[AIM]:
Reproduce verbatim the lines up to and including the one with "pl-[9px] font-bold leading-[18px]", starting from the first.

================

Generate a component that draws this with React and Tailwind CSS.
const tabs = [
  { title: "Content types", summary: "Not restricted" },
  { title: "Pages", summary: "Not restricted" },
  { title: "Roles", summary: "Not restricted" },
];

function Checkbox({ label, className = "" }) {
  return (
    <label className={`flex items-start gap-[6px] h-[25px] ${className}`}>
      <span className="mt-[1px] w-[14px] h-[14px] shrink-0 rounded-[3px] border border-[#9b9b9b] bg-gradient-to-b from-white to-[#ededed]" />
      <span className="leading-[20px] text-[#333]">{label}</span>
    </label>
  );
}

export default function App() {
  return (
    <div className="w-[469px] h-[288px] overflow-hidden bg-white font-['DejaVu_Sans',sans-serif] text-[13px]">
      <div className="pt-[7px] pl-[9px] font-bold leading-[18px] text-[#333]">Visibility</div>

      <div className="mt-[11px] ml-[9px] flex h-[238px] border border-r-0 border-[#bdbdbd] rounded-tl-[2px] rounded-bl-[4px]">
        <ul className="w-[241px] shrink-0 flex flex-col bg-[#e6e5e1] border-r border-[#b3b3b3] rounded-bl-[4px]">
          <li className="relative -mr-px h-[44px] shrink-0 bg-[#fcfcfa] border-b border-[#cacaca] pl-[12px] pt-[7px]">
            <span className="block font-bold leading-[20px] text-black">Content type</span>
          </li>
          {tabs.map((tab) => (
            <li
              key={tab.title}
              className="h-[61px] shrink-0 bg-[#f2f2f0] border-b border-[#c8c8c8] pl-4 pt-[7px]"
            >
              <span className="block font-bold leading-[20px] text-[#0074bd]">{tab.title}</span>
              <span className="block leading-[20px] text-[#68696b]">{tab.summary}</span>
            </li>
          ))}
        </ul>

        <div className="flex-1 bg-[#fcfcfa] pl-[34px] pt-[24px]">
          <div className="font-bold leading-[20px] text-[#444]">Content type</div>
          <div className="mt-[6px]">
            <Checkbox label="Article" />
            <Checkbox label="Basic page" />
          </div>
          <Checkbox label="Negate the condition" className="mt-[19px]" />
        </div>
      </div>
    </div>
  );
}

================

[WRITTEN ANSWER]:
Generate a component that draws this with React and Tailwind CSS.
const tabs = [
  { title: "Content types", summary: "Not restricted" },
  { title: "Pages", summary: "Not restricted" },
  { title: "Roles", summary: "Not restricted" },
];

function Checkbox({ label, className = "" }) {
  return (
    <label className={`flex items-start gap-[6px] h-[25px] ${className}`}>
      <span className="mt-[1px] w-[14px] h-[14px] shrink-0 rounded-[3px] border border-[#9b9b9b] bg-gradient-to-b from-white to-[#ededed]" />
      <span className="leading-[20px] text-[#333]">{label}</span>
    </label>
  );
}

export default function App() {
  return (
    <div className="w-[469px] h-[288px] overflow-hidden bg-white font-['DejaVu_Sans',sans-serif] text-[13px]">
      <div className="pt-[7px] pl-[9px] font-bold leading-[18px] text-[#333]">Visibility</div>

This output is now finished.